If, or perhaps when, the Chinese SOEs default on the derivative contracts, it may be necessary for another very large bank bailout as it is likely that Russia, India and Brazil (the BRIC nations) will follow suit. And if there is another government bailout...,which brings us to the next point.

Gold attempted another breakthrough, the third this year, of the crucial $1,000-per-ounce level. Conventional thinking might say that there is no reason gold should reach historic highs, as inflation is not currently a factor. Not true.

Gold has never been a hedge against inflation, except in the sense that inflation is usually a function of bad government-money policy. The price of gold is a reflection of the trust and confidence in a government, as that confidence relates to economic policy and, more specifically, the value of the currency. As gold is priced in US dollars, the price of gold is directly influenced by the confidence in the US government economic polices. And what the current price of gold is telling us is that confidence is falling rapidly, forecasting a much weaker US dollar.

The data coming from the United States are terrible.

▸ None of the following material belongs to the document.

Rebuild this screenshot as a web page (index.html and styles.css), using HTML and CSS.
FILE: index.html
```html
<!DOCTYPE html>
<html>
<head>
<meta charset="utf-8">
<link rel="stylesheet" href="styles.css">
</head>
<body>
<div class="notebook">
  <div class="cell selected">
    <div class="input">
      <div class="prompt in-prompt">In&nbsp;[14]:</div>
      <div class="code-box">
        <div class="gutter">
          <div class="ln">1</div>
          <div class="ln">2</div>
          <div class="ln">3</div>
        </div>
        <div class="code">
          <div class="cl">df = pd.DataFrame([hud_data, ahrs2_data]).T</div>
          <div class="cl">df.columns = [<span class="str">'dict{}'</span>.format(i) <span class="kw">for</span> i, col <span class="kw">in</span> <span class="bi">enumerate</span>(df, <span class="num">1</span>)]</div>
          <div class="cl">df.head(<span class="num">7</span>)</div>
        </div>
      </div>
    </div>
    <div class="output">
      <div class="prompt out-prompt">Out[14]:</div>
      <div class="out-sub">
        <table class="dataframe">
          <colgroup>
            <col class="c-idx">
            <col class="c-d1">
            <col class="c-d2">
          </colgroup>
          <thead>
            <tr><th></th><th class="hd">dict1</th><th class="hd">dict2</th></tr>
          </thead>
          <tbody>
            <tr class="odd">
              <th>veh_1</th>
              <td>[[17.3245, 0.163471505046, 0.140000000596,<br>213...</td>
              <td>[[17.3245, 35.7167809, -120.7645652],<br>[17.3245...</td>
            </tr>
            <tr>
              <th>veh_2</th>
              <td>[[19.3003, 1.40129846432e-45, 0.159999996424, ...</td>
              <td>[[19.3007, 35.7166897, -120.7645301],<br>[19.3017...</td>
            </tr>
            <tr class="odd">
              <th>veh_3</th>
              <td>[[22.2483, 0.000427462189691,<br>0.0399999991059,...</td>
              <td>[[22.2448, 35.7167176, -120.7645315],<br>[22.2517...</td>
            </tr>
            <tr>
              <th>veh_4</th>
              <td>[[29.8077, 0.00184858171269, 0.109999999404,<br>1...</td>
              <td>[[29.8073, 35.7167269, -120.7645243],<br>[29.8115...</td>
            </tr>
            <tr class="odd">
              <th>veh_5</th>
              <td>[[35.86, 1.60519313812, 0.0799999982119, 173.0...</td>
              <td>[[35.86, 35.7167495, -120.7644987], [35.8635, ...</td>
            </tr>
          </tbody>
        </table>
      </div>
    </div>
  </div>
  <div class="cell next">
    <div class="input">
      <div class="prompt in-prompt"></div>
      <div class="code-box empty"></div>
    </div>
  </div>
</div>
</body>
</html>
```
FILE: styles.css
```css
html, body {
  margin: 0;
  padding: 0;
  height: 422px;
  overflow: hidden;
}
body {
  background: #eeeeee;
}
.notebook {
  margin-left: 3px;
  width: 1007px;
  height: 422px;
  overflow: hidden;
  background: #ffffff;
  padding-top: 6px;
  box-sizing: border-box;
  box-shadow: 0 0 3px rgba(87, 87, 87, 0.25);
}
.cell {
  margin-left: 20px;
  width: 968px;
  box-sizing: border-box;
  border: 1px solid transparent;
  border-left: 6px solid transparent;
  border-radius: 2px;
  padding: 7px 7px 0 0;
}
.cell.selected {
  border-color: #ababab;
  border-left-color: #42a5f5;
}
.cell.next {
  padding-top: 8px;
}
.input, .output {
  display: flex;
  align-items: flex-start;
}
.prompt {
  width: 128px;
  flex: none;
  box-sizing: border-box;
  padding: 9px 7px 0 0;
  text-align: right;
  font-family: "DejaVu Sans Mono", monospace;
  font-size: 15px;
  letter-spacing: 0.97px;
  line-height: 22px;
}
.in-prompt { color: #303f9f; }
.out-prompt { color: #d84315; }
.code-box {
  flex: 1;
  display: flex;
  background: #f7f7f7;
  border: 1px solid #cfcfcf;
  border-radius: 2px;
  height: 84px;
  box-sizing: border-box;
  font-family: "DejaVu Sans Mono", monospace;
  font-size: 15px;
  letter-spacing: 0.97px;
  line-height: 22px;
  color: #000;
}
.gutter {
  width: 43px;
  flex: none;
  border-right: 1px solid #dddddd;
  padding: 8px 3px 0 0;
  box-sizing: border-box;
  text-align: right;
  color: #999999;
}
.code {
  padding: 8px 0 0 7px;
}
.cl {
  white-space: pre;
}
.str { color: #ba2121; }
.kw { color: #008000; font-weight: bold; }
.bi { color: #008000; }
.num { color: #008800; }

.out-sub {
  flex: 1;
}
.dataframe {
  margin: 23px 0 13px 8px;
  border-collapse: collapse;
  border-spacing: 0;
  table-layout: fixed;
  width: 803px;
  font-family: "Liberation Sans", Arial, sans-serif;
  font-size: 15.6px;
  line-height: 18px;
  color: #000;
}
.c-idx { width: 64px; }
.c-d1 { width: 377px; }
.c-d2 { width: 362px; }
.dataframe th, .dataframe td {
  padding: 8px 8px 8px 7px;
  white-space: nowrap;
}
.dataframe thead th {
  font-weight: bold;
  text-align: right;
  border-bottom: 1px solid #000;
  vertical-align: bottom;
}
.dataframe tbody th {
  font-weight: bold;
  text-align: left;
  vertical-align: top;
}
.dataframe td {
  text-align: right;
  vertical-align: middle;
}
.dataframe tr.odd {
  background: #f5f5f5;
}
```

Unemployment continues to rise and the prices of goods are falling. Manufacturers are still producing, albeit at a historic low level, and cannot find buyers for their goods, hence they are dropping prices. But increasing fear of more unemployment is keeping the consumers’ wallets tightly closed. The government has pumped billions into the system, but it is not stimulating anything but speculation in stocks and commodities. If you can borrow money for almost zero interest, why not borrow to speculate. But speculation does not grow the economy. Further, these low interest rates discourage foreign companies and governments from buying US government debt.

At some point, the US Federal Reserve is going to have to raise interest rates as they will run out of money because no one will loan to them. This will further hamper any economic recovery.

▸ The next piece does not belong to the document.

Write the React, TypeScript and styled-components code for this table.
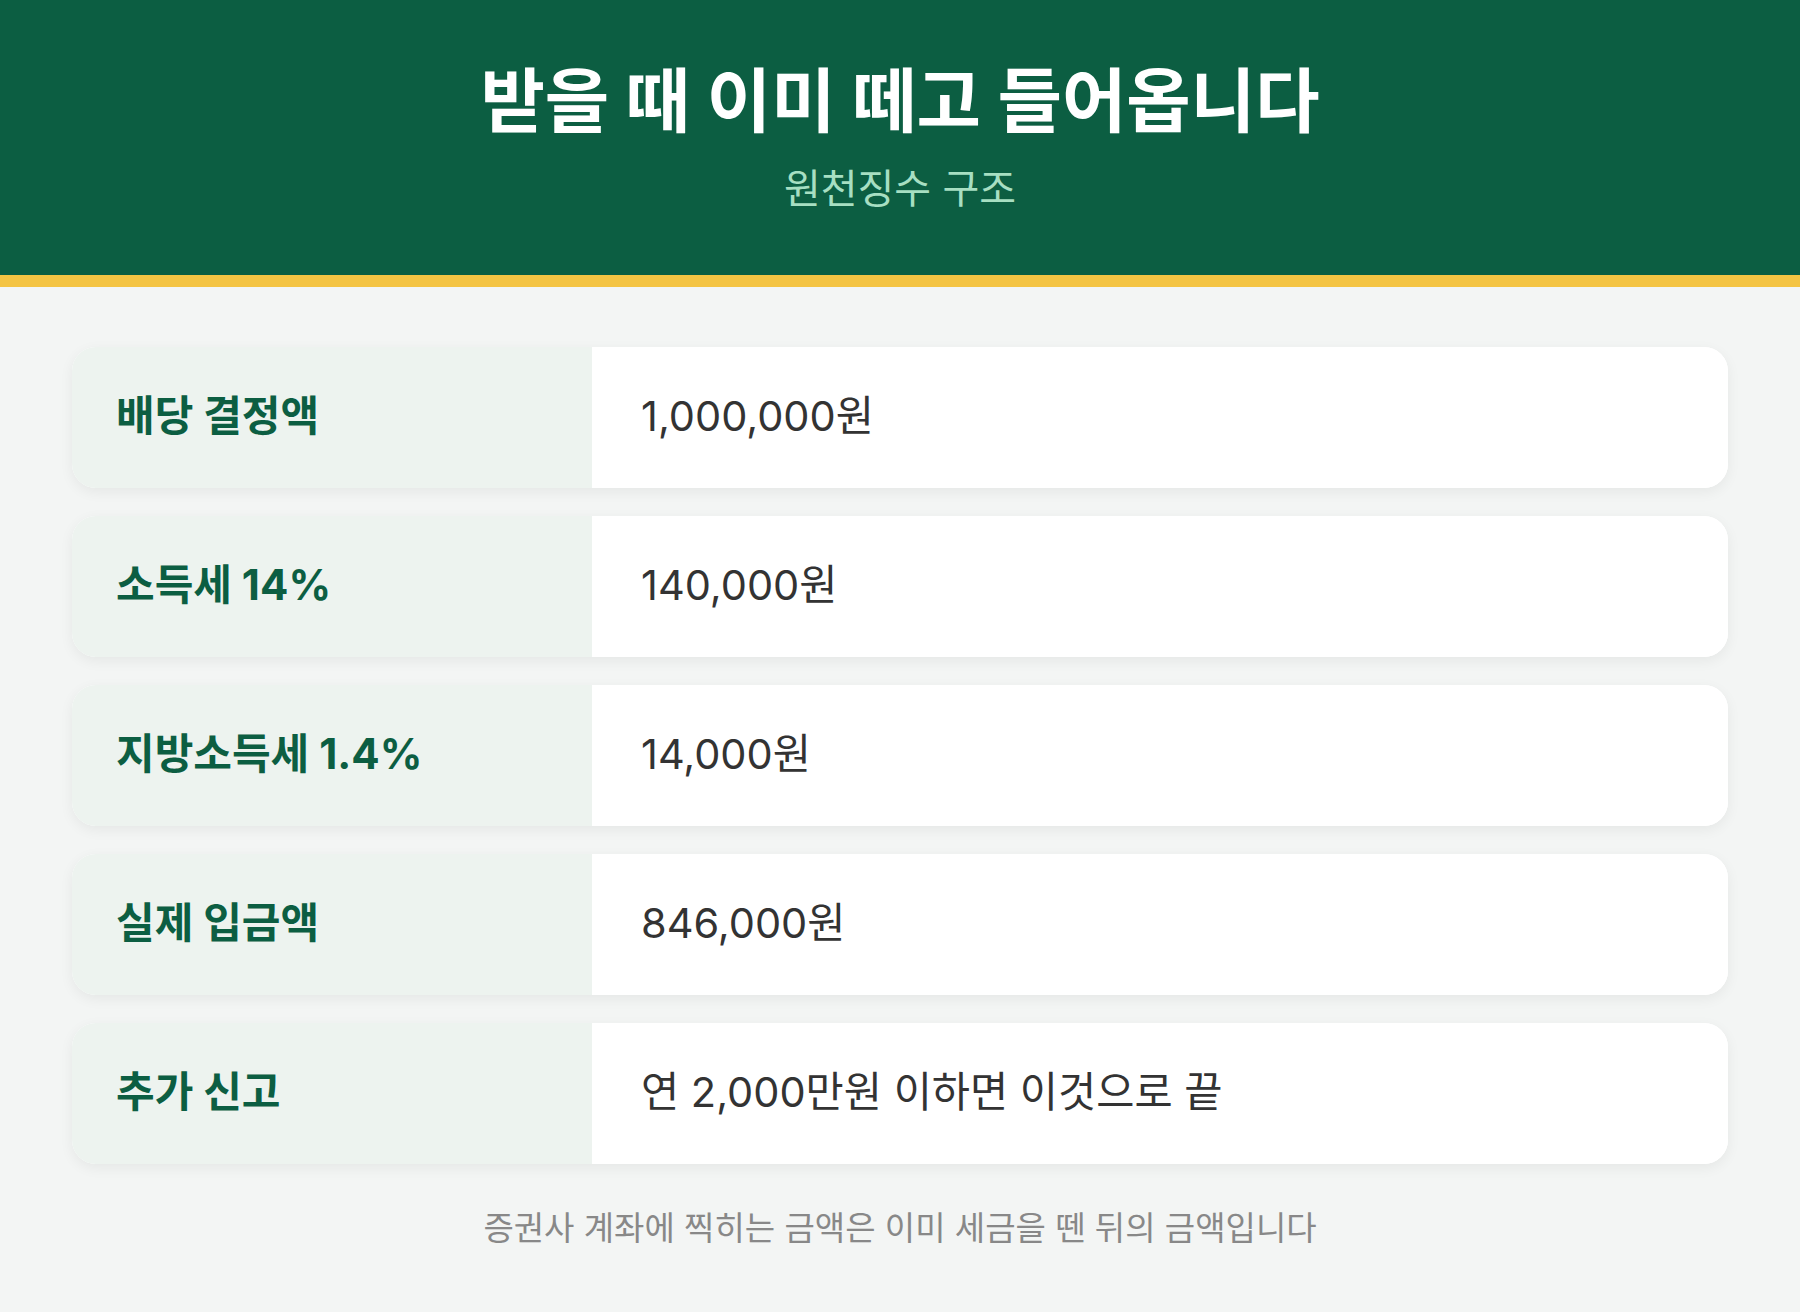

An important offshoot of the bad US economy is that oil supplies continue to increase, while demand continues to decrease. Oil, now at $67 a barrel, is at least $10 overpriced due to cheap money, fueling commodity price speculation as potentially with others like copper and certain agriculturals like cocoa and soybeans.

The next six months forecast a much weaker dollar, high gold prices as confidence erodes further, and the likelihood of falling commodity prices

What does all this mean to countries like the Philippines? If borrowed money is cheap and the dollar is going to fall, then the best strategy is to borrow in dollars and then convert to another currency. So then where to invest?

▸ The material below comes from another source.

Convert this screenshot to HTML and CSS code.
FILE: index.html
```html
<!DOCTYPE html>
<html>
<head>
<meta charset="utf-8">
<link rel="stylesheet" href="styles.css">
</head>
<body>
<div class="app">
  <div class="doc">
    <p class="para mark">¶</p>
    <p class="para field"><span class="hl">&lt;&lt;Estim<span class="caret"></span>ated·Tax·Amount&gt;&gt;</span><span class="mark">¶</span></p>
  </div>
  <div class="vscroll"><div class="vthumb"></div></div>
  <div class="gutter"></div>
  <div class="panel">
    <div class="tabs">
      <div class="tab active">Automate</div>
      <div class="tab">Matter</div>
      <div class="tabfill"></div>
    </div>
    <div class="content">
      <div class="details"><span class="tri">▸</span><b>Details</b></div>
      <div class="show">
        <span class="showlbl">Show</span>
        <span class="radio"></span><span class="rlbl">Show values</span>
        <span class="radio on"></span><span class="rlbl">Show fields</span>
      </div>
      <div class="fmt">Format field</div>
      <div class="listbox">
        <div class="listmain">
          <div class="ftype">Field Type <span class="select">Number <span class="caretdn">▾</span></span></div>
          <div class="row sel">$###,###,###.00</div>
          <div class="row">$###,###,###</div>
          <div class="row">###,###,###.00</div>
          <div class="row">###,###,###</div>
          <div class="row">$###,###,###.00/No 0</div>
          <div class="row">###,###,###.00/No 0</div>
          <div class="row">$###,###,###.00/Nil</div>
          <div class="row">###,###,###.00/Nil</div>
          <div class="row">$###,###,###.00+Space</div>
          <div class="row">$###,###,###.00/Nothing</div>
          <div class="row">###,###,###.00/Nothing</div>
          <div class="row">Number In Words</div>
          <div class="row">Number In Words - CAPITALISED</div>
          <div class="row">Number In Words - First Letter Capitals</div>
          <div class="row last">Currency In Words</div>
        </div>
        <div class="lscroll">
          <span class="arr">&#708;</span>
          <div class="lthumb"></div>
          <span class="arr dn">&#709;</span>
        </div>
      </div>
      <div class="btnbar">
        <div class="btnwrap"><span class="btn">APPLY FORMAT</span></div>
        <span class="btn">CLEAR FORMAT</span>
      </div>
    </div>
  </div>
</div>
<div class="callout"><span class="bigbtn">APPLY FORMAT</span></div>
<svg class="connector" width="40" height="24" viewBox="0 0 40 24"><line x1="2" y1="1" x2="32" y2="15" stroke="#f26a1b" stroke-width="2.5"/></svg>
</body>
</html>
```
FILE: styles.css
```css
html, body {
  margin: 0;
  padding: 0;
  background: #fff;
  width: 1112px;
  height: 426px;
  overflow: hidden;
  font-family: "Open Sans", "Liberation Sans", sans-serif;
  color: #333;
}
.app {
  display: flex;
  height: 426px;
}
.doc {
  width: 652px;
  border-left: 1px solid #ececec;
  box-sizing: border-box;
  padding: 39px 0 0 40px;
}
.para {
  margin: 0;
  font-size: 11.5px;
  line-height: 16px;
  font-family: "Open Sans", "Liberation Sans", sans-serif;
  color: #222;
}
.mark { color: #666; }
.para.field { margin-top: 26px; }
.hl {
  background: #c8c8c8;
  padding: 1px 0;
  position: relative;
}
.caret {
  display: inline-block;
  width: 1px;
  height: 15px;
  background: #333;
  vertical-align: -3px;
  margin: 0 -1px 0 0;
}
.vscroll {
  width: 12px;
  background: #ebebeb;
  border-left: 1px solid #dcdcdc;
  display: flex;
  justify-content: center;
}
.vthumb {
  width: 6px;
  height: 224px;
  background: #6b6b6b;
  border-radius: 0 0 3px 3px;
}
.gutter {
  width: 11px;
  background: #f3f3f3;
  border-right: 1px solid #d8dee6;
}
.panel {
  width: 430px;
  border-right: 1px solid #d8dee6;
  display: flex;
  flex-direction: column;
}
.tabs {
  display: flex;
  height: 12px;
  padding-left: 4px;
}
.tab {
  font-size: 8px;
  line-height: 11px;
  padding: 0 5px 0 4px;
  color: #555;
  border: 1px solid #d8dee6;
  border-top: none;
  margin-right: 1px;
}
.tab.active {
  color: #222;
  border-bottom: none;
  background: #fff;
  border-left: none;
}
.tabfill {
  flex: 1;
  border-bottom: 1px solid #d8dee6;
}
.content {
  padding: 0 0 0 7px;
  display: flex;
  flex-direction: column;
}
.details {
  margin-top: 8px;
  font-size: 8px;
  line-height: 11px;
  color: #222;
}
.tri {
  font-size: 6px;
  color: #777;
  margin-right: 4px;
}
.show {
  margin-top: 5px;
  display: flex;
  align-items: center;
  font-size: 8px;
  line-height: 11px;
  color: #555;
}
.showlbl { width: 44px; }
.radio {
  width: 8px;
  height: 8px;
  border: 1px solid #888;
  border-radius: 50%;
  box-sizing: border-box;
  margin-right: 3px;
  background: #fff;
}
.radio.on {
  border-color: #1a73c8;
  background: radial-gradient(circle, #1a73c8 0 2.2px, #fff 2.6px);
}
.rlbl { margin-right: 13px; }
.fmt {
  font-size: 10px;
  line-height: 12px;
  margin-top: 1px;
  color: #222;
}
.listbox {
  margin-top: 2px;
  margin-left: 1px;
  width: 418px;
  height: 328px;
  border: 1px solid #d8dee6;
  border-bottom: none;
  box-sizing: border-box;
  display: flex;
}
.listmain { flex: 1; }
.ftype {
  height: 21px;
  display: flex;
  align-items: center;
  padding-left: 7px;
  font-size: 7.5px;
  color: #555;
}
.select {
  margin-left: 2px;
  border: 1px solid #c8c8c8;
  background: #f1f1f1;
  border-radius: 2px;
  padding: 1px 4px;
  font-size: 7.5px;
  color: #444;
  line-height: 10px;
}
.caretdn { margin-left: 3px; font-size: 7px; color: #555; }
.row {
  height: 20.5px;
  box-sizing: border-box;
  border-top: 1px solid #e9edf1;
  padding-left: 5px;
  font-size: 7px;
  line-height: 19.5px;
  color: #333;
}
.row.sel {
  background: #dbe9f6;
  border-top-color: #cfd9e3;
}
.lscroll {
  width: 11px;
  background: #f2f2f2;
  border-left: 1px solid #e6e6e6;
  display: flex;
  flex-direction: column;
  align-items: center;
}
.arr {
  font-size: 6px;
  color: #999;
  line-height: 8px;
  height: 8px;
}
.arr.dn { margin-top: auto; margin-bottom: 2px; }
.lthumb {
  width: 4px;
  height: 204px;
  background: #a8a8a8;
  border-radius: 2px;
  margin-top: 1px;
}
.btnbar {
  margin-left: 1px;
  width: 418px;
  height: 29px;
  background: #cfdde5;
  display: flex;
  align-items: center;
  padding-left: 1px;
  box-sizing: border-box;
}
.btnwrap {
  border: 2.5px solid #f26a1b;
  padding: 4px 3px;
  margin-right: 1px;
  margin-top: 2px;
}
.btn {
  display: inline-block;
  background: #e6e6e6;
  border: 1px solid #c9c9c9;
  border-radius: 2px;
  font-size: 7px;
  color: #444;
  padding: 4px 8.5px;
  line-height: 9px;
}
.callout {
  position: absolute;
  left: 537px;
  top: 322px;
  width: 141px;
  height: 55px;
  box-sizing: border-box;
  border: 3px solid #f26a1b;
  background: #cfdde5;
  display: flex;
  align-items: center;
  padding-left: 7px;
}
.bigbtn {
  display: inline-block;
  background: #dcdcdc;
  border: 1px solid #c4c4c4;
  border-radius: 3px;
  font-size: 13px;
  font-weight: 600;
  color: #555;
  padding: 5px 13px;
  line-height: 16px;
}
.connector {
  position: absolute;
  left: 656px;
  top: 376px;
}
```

China is a question mark right now. Last week that stock market took a large hit when it was announced that the government was going to reduce bank lending. If the Chinese government is going to reduce domestic spending, there may be a pause in international placements there. Brazil, India and Russia have economic problems of their own that may create more investor caution with India, with its falling exports, and Russia, with the potential of falling oil prices. Brazil is the exception with a very strong recovery there, because the nation is not dependant on exports to the United States and Europe. However, Brazil is still facing negative growth in 2009 and is dependant on strong commodity prices, which may falter.

Countries like the Philippines with real economic growth, a currency poised to appreciate as the dollar drops in value, and steady domestic-fueled growth stand to attract cheap Western capital. With interest rates higher here than in the West, even conservative, guaranteed investments like Philippine government debt is looking very attractive.

The bad moon is not rising over this nation.